_THE EXERCISE_:
Note how many lines in the entries contain the string "React", then give that number and nothing else.

_AVAILABLE DATA_:
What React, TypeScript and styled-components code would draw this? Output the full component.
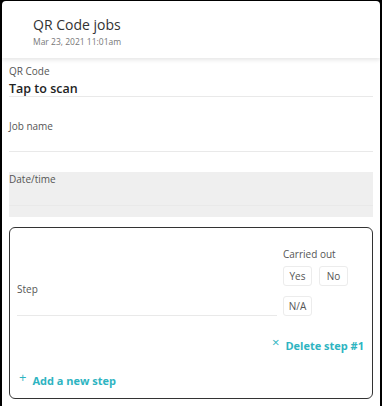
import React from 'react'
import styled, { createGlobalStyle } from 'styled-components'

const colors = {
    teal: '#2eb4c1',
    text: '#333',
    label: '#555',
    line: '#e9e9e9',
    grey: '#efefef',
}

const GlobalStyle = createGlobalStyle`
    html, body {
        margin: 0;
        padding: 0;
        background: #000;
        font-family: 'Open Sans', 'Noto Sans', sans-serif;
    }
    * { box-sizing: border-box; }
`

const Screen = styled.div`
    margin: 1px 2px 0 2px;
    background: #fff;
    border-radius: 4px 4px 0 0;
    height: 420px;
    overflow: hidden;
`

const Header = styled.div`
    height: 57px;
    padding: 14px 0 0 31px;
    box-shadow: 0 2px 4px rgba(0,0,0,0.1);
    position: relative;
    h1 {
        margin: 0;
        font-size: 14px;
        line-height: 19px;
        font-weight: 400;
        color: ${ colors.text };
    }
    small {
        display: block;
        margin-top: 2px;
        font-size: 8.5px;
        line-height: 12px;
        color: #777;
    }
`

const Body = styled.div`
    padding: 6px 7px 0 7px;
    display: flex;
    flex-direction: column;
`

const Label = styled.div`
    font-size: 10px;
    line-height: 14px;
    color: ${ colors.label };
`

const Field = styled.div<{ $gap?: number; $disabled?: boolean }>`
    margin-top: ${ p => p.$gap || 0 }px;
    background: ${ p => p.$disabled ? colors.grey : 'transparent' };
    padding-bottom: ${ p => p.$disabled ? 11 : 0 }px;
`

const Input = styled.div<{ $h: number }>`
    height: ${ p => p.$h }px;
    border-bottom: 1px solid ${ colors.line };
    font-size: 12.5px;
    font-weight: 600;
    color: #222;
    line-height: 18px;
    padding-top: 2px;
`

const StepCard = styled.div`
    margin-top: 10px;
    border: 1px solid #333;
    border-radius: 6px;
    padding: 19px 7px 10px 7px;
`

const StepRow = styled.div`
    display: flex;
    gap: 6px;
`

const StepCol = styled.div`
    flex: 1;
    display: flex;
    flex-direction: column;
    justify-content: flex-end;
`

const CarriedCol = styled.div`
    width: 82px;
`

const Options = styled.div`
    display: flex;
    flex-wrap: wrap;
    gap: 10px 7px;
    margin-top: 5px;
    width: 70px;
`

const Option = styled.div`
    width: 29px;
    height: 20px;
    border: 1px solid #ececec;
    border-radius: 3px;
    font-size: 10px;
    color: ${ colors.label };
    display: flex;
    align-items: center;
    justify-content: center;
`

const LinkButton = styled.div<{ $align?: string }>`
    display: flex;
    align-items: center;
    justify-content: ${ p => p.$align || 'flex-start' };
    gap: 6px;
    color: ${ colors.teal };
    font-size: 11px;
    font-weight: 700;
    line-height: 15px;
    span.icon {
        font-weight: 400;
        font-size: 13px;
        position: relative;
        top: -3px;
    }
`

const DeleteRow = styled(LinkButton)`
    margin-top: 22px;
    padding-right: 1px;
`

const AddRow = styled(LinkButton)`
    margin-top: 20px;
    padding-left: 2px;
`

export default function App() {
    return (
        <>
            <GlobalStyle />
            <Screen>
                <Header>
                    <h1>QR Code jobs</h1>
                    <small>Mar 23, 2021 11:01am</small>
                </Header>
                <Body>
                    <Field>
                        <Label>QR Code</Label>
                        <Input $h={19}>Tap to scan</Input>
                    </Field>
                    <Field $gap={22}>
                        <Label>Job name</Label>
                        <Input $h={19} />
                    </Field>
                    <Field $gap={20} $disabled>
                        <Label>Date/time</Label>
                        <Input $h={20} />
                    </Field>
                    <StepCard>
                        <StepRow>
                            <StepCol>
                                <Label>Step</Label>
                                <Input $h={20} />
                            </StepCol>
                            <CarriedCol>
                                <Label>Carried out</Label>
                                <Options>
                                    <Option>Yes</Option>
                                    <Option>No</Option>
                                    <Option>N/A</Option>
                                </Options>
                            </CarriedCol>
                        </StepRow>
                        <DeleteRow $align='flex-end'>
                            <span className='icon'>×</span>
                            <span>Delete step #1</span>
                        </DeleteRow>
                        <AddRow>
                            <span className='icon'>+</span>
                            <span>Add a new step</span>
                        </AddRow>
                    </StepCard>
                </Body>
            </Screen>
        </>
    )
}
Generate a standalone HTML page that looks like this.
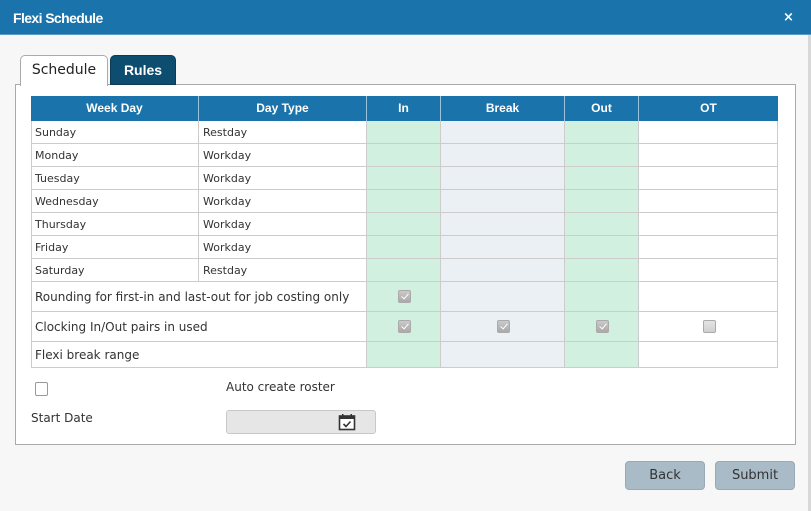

_OUTPUT FOR THIS EXERCISE_:
2